MND, also known as amyotrophic lateral sclerosis (ALS) is a disorder that affects the nerves, or motor neurons. The progressive disease affects a patient’s ability to walk, talk, use their arms and hands, eat and breathe. MND is a group of diseases with multiple causes, which is why it is so difficult to treat.
The Phase 3 clinical trial, sponsored by biotechnology company Biogen Inc. investigated patients whose MND was caused by a faulty SOD1 gene, which is responsible for 2% of MND cases.
Professor Dame Pamela Shaw, Director of the Neuroscience Institute at the University of Sheffield, said: “I have conducted more than 25 MND clinical trials and this is the first time patients have ever reported an improvement in their motor function.

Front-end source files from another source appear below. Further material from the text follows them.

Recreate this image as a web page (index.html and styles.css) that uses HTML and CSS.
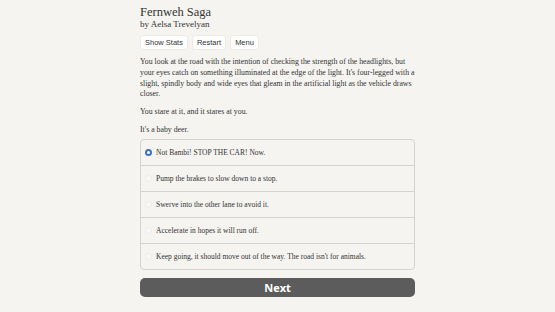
FILE: index.html
```html
<!DOCTYPE html>
<html lang="en">

<head>
    <meta charset="UTF-8">
    <meta name="viewport" content="width=device-width, initial-scale=1.0">
    <title>Fernweh Saga</title>
    <link rel="stylesheet" href="styles.css">
</head>

<body>
    <div id="juego">
        <h1 class="titulo">Fernweh Saga</h1>
        <h2 class="autor">by Aelsa Trevelyan</h2>
        <div class="botones">
            <button class="boton">Show Stats</button>
            <button class="boton">Restart</button>
            <button class="boton">Menu</button>
        </div>
        <div class="texto">
            <p>You look at the road with the intention of checking the strength of the headlights, but your eyes catch on something illuminated at the edge of the light. It's four-legged with a slight, spindly body and wide eyes that gleam in the artificial light as the vehicle draws closer.</p>
            <p>You stare at it, and it stares at you.</p>
            <p>It's a baby deer.</p>
        </div>
        <div class="opciones">
            <label class="opcion"><input type="radio" name="op" checked> Not Bambi! STOP THE CAR! Now.</label>
            <label class="opcion"><input type="radio" name="op"> Pump the brakes to slow down to a stop.</label>
            <label class="opcion"><input type="radio" name="op"> Swerve into the other lane to avoid it.</label>
            <label class="opcion"><input type="radio" name="op"> Accelerate in hopes it will run off.</label>
            <label class="opcion"><input type="radio" name="op"> Keep going, it should move out of the way. The road isn't for animals.</label>
        </div>
        <button class="siguiente">Next</button>
    </div>
</body>

</html>
```

FILE: styles.css
```css
body, html {
    margin: 0;
    padding: 0;
    background-color: #f5f4f0;
    font-family: "Liberation Serif", serif;
    color: #333;
}

#juego {
    width: 275px;
    margin: 0 auto;
    padding-top: 5px;
}

.titulo {
    margin: 0;
    font-size: 12.5px;
    font-weight: normal;
    line-height: 14px;
    color: #333;
}

.autor {
    margin: 0;
    font-size: 9px;
    font-weight: normal;
    line-height: 11px;
}

.botones {
    display: flex;
    gap: 4px;
    margin-top: 5px;
}

.boton {
    font-family: "Liberation Sans", Arial, sans-serif;
    font-size: 7.5px;
    color: #333;
    background-color: white;
    border: 1px solid #ecebe7;
    border-radius: 3px;
    padding: 2px 4px;
}

.texto {
    margin-top: 7px;
    font-size: 7.8px;
    line-height: 10.8px;
}

.texto p {
    margin: 0 0 7px 0;
}

.texto p:last-child {
    margin-bottom: 0;
}

.opciones {
    border: 1px solid #d3d3d0;
    border-radius: 4px;
    margin-top: 3px;
}

.opcion {
    display: flex;
    align-items: center;
    height: 25px;
    padding-left: 4px;
    font-size: 7.5px;
    border-top: 1px solid #d3d3d0;
}

.opcion:first-child {
    border-top: none;
}

.opcion input {
    appearance: none;
    width: 7px;
    height: 7px;
    margin: 0 4px 0 0;
    border: 1px solid #ecebe8;
    border-radius: 50%;
    background-color: #f8f8f6;
}

.opcion input:checked {
    border: 2px solid #3d72c4;
    background-color: white;
}

.siguiente {
    display: block;
    width: 100%;
    height: 19px;
    margin-top: 8px;
    background-color: #5c5c5c;
    color: white;
    border: none;
    border-radius: 5px;
    font-family: "Open Sans", sans-serif;
    font-weight: bold;
    font-size: 11px;
}
```
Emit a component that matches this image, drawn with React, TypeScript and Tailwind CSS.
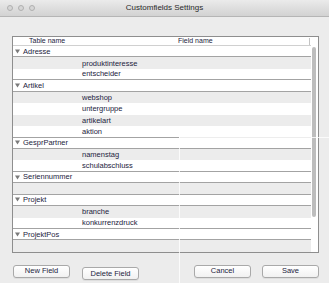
import React from 'react';

type Group = { name: string; fields: string[] };

const groups: Group[] = [
  { name: 'Adresse', fields: ['produktinteresse', 'entscheider'] },
  { name: 'Artikel', fields: ['webshop', 'untergruppe', 'artikelart', 'aktion'] },
  { name: 'GesprPartner', fields: ['namenstag', 'schulabschluss'] },
  { name: 'Seriennummer', fields: [''] },
  { name: 'Projekt', fields: ['branche', 'konkurrenzdruck'] },
  { name: 'ProjektPos', fields: [''] },
];

const Disclosure = () => (
  <svg width="5" height="5" viewBox="0 0 5 5" className="mr-[3px]">
    <path d="M0 0.5 L5 0.5 L2.5 4.5 Z" fill="#7a7a7a" />
  </svg>
);

const MacButton: React.FC<{ label: string }> = ({ label }) => (
  <button className="h-[13px] w-[57px] rounded-[3px] border border-[#a9a9a9] bg-gradient-to-b from-white to-[#f1f1f1] text-[7.5px] leading-none text-[#1c2340] shadow-[0_1px_0_rgba(0,0,0,0.06)]">
    {label}
  </button>
);

export default function App() {
  return (
    <div
      className="relative h-[289px] w-[335px] overflow-hidden bg-white"
      style={{ fontFamily: '"Liberation Sans", Arial, sans-serif' }}
    >
      <div className="flex h-[283px] w-[329px] flex-col bg-[#ececec]">
        {/* Title bar */}
        <div className="relative flex h-[17px] items-center justify-center border-b border-[#b5b5b5] bg-gradient-to-b from-[#ebebeb] to-[#d2d2d2]">
          <div className="absolute left-[7px] top-[5px] flex gap-[5px]">
            <span className="h-[6px] w-[6px] rounded-full border border-[#b0b0b0] bg-[#d6d6d6]" />
            <span className="h-[6px] w-[6px] rounded-full border border-[#b0b0b0] bg-[#d6d6d6]" />
            <span className="h-[6px] w-[6px] rounded-full border border-[#b0b0b0] bg-[#d6d6d6]" />
          </div>
          <span className="text-[8px] text-[#2a2a2a]">Customfields Settings</span>
        </div>

        {/* Content */}
        <div className="flex flex-1 flex-col pl-[12px] pr-[10px] pt-[19px]">
          <div className="flex h-[217px] border border-[#8e8e8e] bg-white">
            <div className="flex flex-1 flex-col">
              {/* Header */}
              <div className="flex h-[9px] items-center border-b border-[#d0d0d0] text-[7px] text-[#1c2340]">
                <span className="w-[165px] pl-[16px]">Table name</span>
                <span className="flex-1">Field name</span>
                <span className="mr-[1px] h-[7px] w-px bg-[#c4c4c4]" />
              </div>
              {/* Rows */}
              {groups.map((g) => (
                <React.Fragment key={g.name}>
                  <div className="flex h-[11.45px] items-center border-b border-[#a3a3a3] pl-[2px] text-[7.5px] text-[#1c2340]">
                    <Disclosure />
                    {g.name}
                  </div>
                  {g.fields.map((f, i) => (
                    <div
                      key={g.name + i}
                      className={`flex h-[11.45px] items-center pl-[69px] text-[7.5px] text-[#1c2340] ${
                        i % 2 === 0 ? 'bg-[#ececec]' : 'bg-white'
                      } ${i === g.fields.length - 1 && g.name !== 'ProjektPos' ? 'border-b border-[#a3a3a3]' : ''}`}
                    >
                      {f}
                    </div>
                  ))}
                </React.Fragment>
              ))}
            </div>
            {/* Scrollbar */}
            <div className="flex w-[7px] flex-col pt-[10px]">
              <div className="ml-[1px] h-[170px] w-[4px] rounded-[2px] bg-[#bdbdbd]" />
            </div>
          </div>

          {/* Buttons */}
          <div className="mt-[6px] flex items-center pl-px">
            <MacButton label="New Field" />
            <div className="ml-[12px]">
              <MacButton label="Delete Field" />
            </div>
            <div className="ml-auto flex gap-[11px]">
              <MacButton label="Cancel" />
              <MacButton label="Save" />
            </div>
          </div>
        </div>
      </div>

      {/* screen artifact lines */}
      <div className="pointer-events-none absolute left-[179px] top-[137px] h-[152px] w-px bg-white/80" />
      <div className="pointer-events-none absolute left-[179px] top-[137px] h-px w-[152px] bg-white/80" />
    </div>
  );
}
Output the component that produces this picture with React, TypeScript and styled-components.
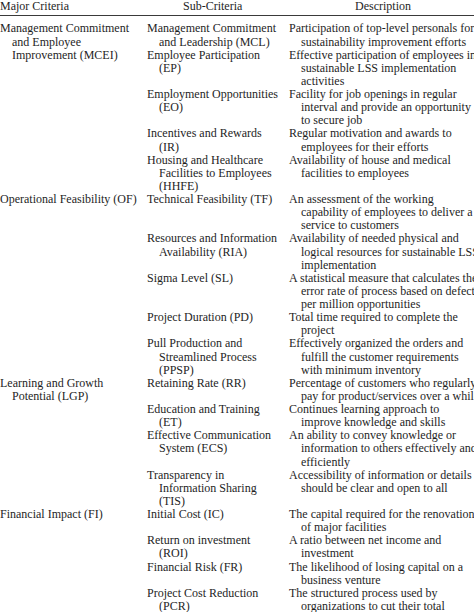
import React from "react";
import styled, { createGlobalStyle } from "styled-components";

const Global = createGlobalStyle`
  html, body {
    margin: 0;
    padding: 0;
    background: #ffffff;
    overflow: hidden;
  }
  #root {
    width: 474px;
    height: 612px;
    overflow: hidden;
  }
`;

const Table = styled.div`
  font-family: "Liberation Serif", "Times New Roman", serif;
  font-size: 12px;
  line-height: 13.12px;
  color: #1e1e1e;
  width: 520px;
`;

const HeaderRow = styled.div`
  display: grid;
  grid-template-columns: 147px 142px 1fr;
  line-height: 12px;
  padding-bottom: 3px;
  border-bottom: 1px solid #3a3a3a;
  width: 474px;
`;

const HeaderCell = styled.div<{ $pad: number }>`
  padding-left: ${(p) => p.$pad}px;
  white-space: nowrap;
`;

const Body = styled.div`
  padding-top: 6.4px;
`;

const Group = styled.div`
  display: flex;
  align-items: flex-start;
`;

const MajorCell = styled.div`
  width: 147px;
  flex: none;
`;

const SubList = styled.div`
  display: flex;
  flex-direction: column;
  flex: 1;
`;

const SubRow = styled.div`
  display: grid;
  grid-template-columns: 142px 1fr;
  align-items: start;
`;

const Line = styled.div<{ $indent: boolean }>`
  white-space: nowrap;
  padding-left: ${(p) => (p.$indent ? 12 : 0)}px;
`;

const Lines: React.FC<{ lines: string[] }> = ({ lines }) => (
  <div>
    {lines.map((l, i) => (
      <Line key={i} $indent={i > 0}>
        {l}
      </Line>
    ))}
  </div>
);

type Row = { sub: string[]; desc: string[] };
type GroupData = { major: string[]; rows: Row[] };

const data: GroupData[] = [
  {
    major: ["Management Commitment", "and Employee", "Improvement (MCEI)"],
    rows: [
      {
        sub: ["Management Commitment", "and Leadership (MCL)"],
        desc: ["Participation of top-level personals for", "sustainability improvement efforts"],
      },
      {
        sub: ["Employee Participation", "(EP)"],
        desc: ["Effective participation of employees in", "sustainable LSS implementation", "activities"],
      },
      {
        sub: ["Employment Opportunities", "(EO)"],
        desc: ["Facility for job openings in regular", "interval and provide an opportunity", "to secure job"],
      },
      {
        sub: ["Incentives and Rewards", "(IR)"],
        desc: ["Regular motivation and awards to", "employees for their efforts"],
      },
      {
        sub: ["Housing and Healthcare", "Facilities to Employees", "(HHFE)"],
        desc: ["Availability of house and medical", "facilities to employees"],
      },
    ],
  },
  {
    major: ["Operational Feasibility (OF)"],
    rows: [
      {
        sub: ["Technical Feasibility (TF)"],
        desc: ["An assessment of the working", "capability of employees to deliver a", "service to customers"],
      },
      {
        sub: ["Resources and Information", "Availability (RIA)"],
        desc: ["Availability of needed physical and", "logical resources for sustainable LSS", "implementation"],
      },
      {
        sub: ["Sigma Level (SL)"],
        desc: ["A statistical measure that calculates the", "error rate of process based on defect", "per million opportunities"],
      },
      {
        sub: ["Project Duration (PD)"],
        desc: ["Total time required to complete the", "project"],
      },
      {
        sub: ["Pull Production and", "Streamlined Process", "(PPSP)"],
        desc: ["Effectively organized the orders and", "fulfill the customer requirements", "with minimum inventory"],
      },
    ],
  },
  {
    major: ["Learning and Growth", "Potential (LGP)"],
    rows: [
      {
        sub: ["Retaining Rate (RR)"],
        desc: ["Percentage of customers who regularly", "pay for product/services over a while"],
      },
      {
        sub: ["Education and Training", "(ET)"],
        desc: ["Continues learning approach to", "improve knowledge and skills"],
      },
      {
        sub: ["Effective Communication", "System (ECS)"],
        desc: ["An ability to convey knowledge or", "information to others effectively and", "efficiently"],
      },
      {
        sub: ["Transparency in", "Information Sharing", "(TIS)"],
        desc: ["Accessibility of information or details", "should be clear and open to all"],
      },
    ],
  },
  {
    major: ["Financial Impact (FI)"],
    rows: [
      {
        sub: ["Initial Cost (IC)"],
        desc: ["The capital required for the renovation", "of major facilities"],
      },
      {
        sub: ["Return on investment", "(ROI)"],
        desc: ["A ratio between net income and", "investment"],
      },
      {
        sub: ["Financial Risk (FR)"],
        desc: ["The likelihood of losing capital on a", "business venture"],
      },
      {
        sub: ["Project Cost Reduction", "(PCR)"],
        desc: ["The structured process used by", "organizations to cut their total"],
      },
    ],
  },
];

export default function App() {
  return (
    <>
      <Global />
      <Table>
        <HeaderRow>
          <HeaderCell $pad={0}>Major Criteria</HeaderCell>
          <HeaderCell $pad={36}>Sub-Criteria</HeaderCell>
          <HeaderCell $pad={66}>Description</HeaderCell>
        </HeaderRow>
        <Body>
          {data.map((g, gi) => (
            <Group key={gi}>
              <MajorCell>
                <Lines lines={g.major} />
              </MajorCell>
              <SubList>
                {g.rows.map((r, ri) => (
                  <SubRow key={ri}>
                    <Lines lines={r.sub} />
                    <Lines lines={r.desc} />
                  </SubRow>
                ))}
              </SubList>
            </Group>
          ))}
        </Body>
      </Table>
    </>
  );
}
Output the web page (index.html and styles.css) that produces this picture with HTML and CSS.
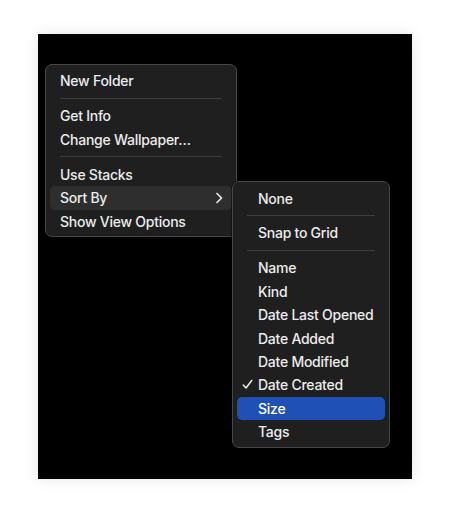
FILE: index.html
```html
<!DOCTYPE html>
<html lang="en">
<head>
<meta charset="utf-8">
<title>Desktop context menu</title>
<link rel="stylesheet" href="styles.css">
</head>
<body>
<div class="desktop">
  <div class="menu main-menu">
    <div class="item">New Folder</div>
    <div class="sep"></div>
    <div class="item">Get Info</div>
    <div class="item">Change Wallpaper…</div>
    <div class="sep"></div>
    <div class="item">Use Stacks</div>
    <div class="item hover">Sort By
      <svg class="chev" width="8" height="12" viewBox="0 0 8 12"><polyline points="2,1.5 6.5,6 2,10.5" fill="none" stroke="#e6e6e6" stroke-width="1.7" stroke-linecap="round" stroke-linejoin="round"/></svg>
    </div>
    <div class="item">Show View Options</div>
  </div>
  <div class="menu sub-menu">
    <div class="item">None</div>
    <div class="sep"></div>
    <div class="item">Snap to Grid</div>
    <div class="sep"></div>
    <div class="item">Name</div>
    <div class="item">Kind</div>
    <div class="item">Date Last Opened</div>
    <div class="item">Date Added</div>
    <div class="item">Date Modified</div>
    <div class="item checked">
      <svg class="check" width="11" height="11" viewBox="0 0 11 11"><polyline points="1.3,6 4,9 9.7,1.5" fill="none" stroke="#e6e6e6" stroke-width="1.6" stroke-linecap="round" stroke-linejoin="round"/></svg>
      Date Created</div>
    <div class="item selected">Size</div>
    <div class="item">Tags</div>
  </div>
</div>
</body>
</html>
```
FILE: styles.css
```css
* { box-sizing: border-box; }
html, body { margin: 0; padding: 0; background: #ffffff; }
body {
  width: 450px;
  height: 514px;
  padding: 34px 0 0 38px;
  font-family: Inter, "Noto Sans", "Liberation Sans", sans-serif;
}
.desktop {
  position: relative;
  width: 374px;
  height: 445px;
  background: #000000;
  box-shadow: 0 0 14px rgba(0, 0, 0, 0.10);
}
.menu {
  position: absolute;
  background: #1f1f1f;
  border: 1px solid #474747;
  border-radius: 7px;
  box-shadow: 0 0 0 0.5px #000;
  color: #ececec;
  font-size: 14px;
  font-weight: 500;
  letter-spacing: -0.25px;
}
.main-menu {
  left: 7px;
  top: 30px;
  width: 192px;
  height: 173px;
  padding: 4px 4px 3px;
}
.sub-menu {
  left: 194px;
  top: 147px;
  width: 158px;
  height: 267px;
  padding: 4.5px 4px 3px;
}
.item {
  position: relative;
  height: 23.5px;
  line-height: 23.5px;
  padding-left: 10px;
  border-radius: 5px;
  white-space: nowrap;
}
.sub-menu .item {
  height: 23.4px;
  line-height: 23.4px;
  padding-left: 21px;
}
.sep {
  height: 1px;
  margin: 5px 10px 5.5px 10px;
  background: #3c3c3c;
}
.sub-menu .sep {
  margin: 5.3px 10px 5.3px 10px;
}
.hover {
  background: #2e2e2e;
}
.selected {
  background: #1f50b5;
  color: #ffffff;
}
.chev {
  position: absolute;
  right: 9px;
  top: 6px;
}
.check {
  position: absolute;
  left: 5px;
  top: 6px;
}
```
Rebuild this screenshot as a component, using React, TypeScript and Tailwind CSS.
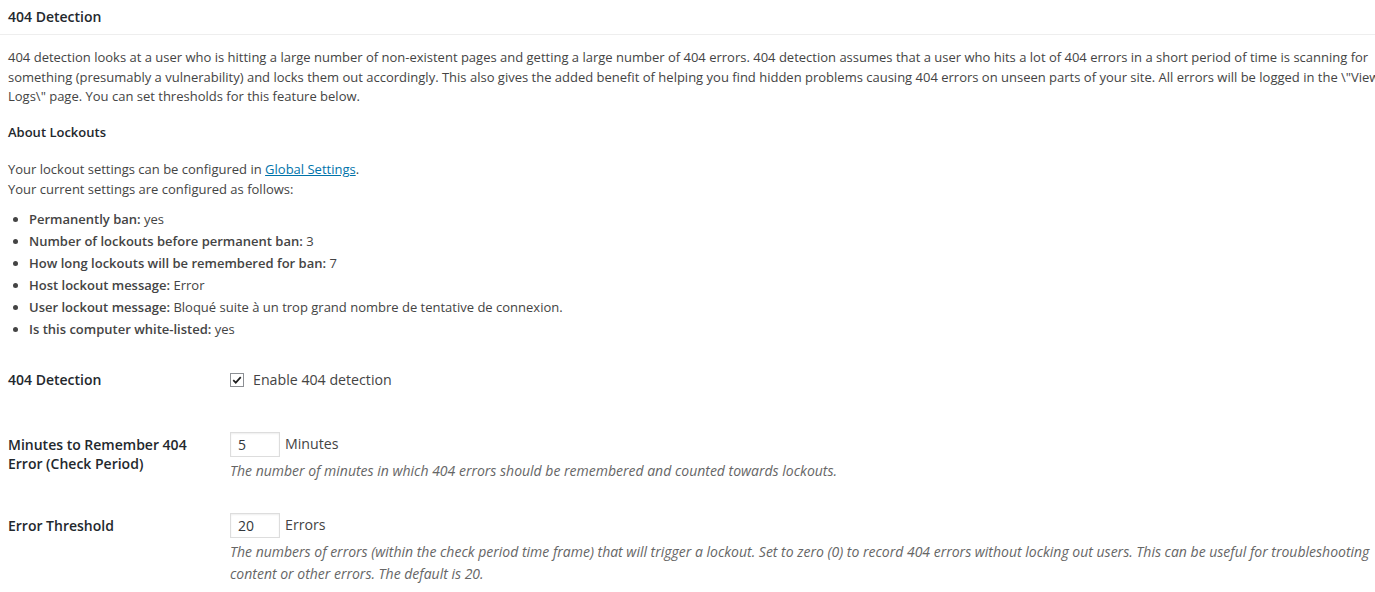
const SETTINGS = [
  { label: 'Permanently ban:', value: 'yes' },
  { label: 'Number of lockouts before permanent ban:', value: '3' },
  { label: 'How long lockouts will be remembered for ban:', value: '7' },
  { label: 'Host lockout message:', value: 'Error' },
  { label: 'User lockout message:', value: 'Bloqué suite à un trop grand nombre de tentative de connexion.' },
  { label: 'Is this computer white-listed:', value: 'yes' },
]

function NumberBox({ value }: { value: string }) {
  return (
    <div className="h-[25px] w-[50px] border border-[#ddd] shadow-[inset_0_1px_2px_rgba(0,0,0,0.07)] bg-white pl-[7px] text-[14px] leading-[23px] text-[#32373c]">
      {value}
    </div>
  )
}

export default function App() {
  return (
    <div className="w-full min-h-[592px] bg-white overflow-hidden font-['Open_Sans',sans-serif] text-[#444]">
      <div className="w-[1410px]">
        {/* postbox header */}
        <div className="h-[35px] border-b border-[#eee] px-[8px] pt-[7px]">
          <h3 className="text-[14px] leading-[19px] font-semibold text-[#23282d]">404 Detection</h3>
        </div>

        <div className="px-[8px]">
          <p className="mt-[13px] text-[13px] leading-[19.5px]">
            404 detection looks at a user who is hitting a large number of non-existent pages and getting a large number of 404 errors. 404 detection assumes that a user who hits a lot of 404 errors in a short period of time is scanning for something (presumably a vulnerability) and locks them out accordingly. This also gives the added benefit of helping you find hidden problems causing 404 errors on unseen parts of your site. All errors will be logged in the \"View Logs\" page. You can set thresholds for this feature below.
          </p>

          <h4 className="mt-[16.5px] text-[13px] leading-[19.5px] font-semibold text-[#23282d]">About Lockouts</h4>

          <p className="mt-[16px] text-[13px] leading-[20px]">
            Your lockout settings can be configured in{' '}
            <a href="#" className="text-[#0073aa] underline">Global Settings</a>.
            <br />
            Your current settings are configured as follows:
          </p>

          <ul className="mt-[9px] list-disc pl-[21px] text-[13px] leading-[22px]">
            {SETTINGS.map((s) => (
              <li key={s.label}>
                <strong className="font-semibold">{s.label}</strong> {s.value}
              </li>
            ))}
          </ul>

          {/* form table */}
          <div className="mt-[29px] flex">
            <div className="w-[222px] shrink-0 pt-[1px] text-[14px] leading-[19px] font-semibold text-[#23282d]">
              404 Detection
            </div>
            <label className="flex items-center h-[22px] gap-[9px] text-[14.2px] font-medium text-[#444]">
              <span className="flex h-[14px] w-[14px] items-center justify-center border border-[#8c8f94] bg-white">
                <svg viewBox="0 0 12 12" className="h-[10px] w-[10px]">
                  <path d="M1.5 6.2 L4.5 9.2 L10.5 2.5" fill="none" stroke="#1e1e1e" strokeWidth="2" />
                </svg>
              </span>
              Enable 404 detection
            </label>
          </div>

          <div className="mt-[41px] flex">
            <div className="w-[222px] shrink-0 pt-[3px] pr-[10px] text-[14px] leading-[19px] font-semibold text-[#23282d]">
              Minutes to Remember 404 Error (Check Period)
            </div>
            <div className="flex-1 pr-[10px]">
              <div className="flex items-center gap-[5px] text-[14.2px] font-medium">
                <NumberBox value="5" />
                <span>Minutes</span>
              </div>
              <p className="mt-[3px] text-[14px] leading-[22px] italic text-[#666]">
                The number of minutes in which 404 errors should be remembered and counted towards lockouts.
              </p>
            </div>
          </div>

          <div className="mt-[31px] flex">
            <div className="w-[222px] shrink-0 pt-[3px] text-[14px] leading-[19px] font-semibold text-[#23282d]">
              Error Threshold
            </div>
            <div className="flex-1 pr-[10px]">
              <div className="flex items-center gap-[5px] text-[14.2px] font-medium">
                <NumberBox value="20" />
                <span>Errors</span>
              </div>
              <p className="mt-[3px] text-[14px] leading-[22px] italic text-[#666]">
                The numbers of errors (within the check period time frame) that will trigger a lockout. Set to zero (0) to record 404 errors without locking out users. This can be useful for troubleshooting content or other errors. The default is 20.
              </p>
            </div>
          </div>
        </div>
      </div>
    </div>
  )
}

Never before have I heard patients say ‘I am getting better, I am doing things today that I couldn’t do a few months ago – walking in the house without my sticks, walking up the garden steps, writing Christmas cards’. For me this is a real game changer.
In 2023, the Food and Drug Administration in the US authorised this treatment for patients. The drug, which will be sold as QALSODY™ by Biogen Inc, is a major scientific advance as the first treatment to target a genetic cause of MND.